%%

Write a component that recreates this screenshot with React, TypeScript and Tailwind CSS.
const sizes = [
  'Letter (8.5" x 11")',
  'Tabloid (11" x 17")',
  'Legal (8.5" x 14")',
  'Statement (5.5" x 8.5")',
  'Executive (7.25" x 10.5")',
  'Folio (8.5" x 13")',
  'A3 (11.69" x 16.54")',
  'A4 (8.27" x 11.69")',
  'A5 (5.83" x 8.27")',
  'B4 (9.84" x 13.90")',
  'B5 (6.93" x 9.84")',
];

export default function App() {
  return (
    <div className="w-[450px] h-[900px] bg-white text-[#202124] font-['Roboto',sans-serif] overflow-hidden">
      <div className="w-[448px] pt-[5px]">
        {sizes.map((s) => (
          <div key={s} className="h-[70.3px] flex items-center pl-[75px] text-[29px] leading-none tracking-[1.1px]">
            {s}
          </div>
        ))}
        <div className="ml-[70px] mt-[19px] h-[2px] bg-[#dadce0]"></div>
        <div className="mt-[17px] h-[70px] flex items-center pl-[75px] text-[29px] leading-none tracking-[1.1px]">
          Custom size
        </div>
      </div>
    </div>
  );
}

%%

Goal
Output the complete data exactly as written.

Task response
Write a component that recreates this screenshot with React, TypeScript and Tailwind CSS.
const sizes = [
  'Letter (8.5" x 11")',
  'Tabloid (11" x 17")',
  'Legal (8.5" x 14")',
  'Statement (5.5" x 8.5")',
  'Executive (7.25" x 10.5")',
  'Folio (8.5" x 13")',
  'A3 (11.69" x 16.54")',
  'A4 (8.27" x 11.69")',
  'A5 (5.83" x 8.27")',
  'B4 (9.84" x 13.90")',
  'B5 (6.93" x 9.84")',
];

export default function App() {
  return (
    <div className="w-[450px] h-[900px] bg-white text-[#202124] font-['Roboto',sans-serif] overflow-hidden">
      <div className="w-[448px] pt-[5px]">
        {sizes.map((s) => (
          <div key={s} className="h-[70.3px] flex items-center pl-[75px] text-[29px] leading-none tracking-[1.1px]">
            {s}
          </div>
        ))}
        <div className="ml-[70px] mt-[19px] h-[2px] bg-[#dadce0]"></div>
        <div className="mt-[17px] h-[70px] flex items-center pl-[75px] text-[29px] leading-none tracking-[1.1px]">
          Custom size
        </div>
      </div>
    </div>
  );
}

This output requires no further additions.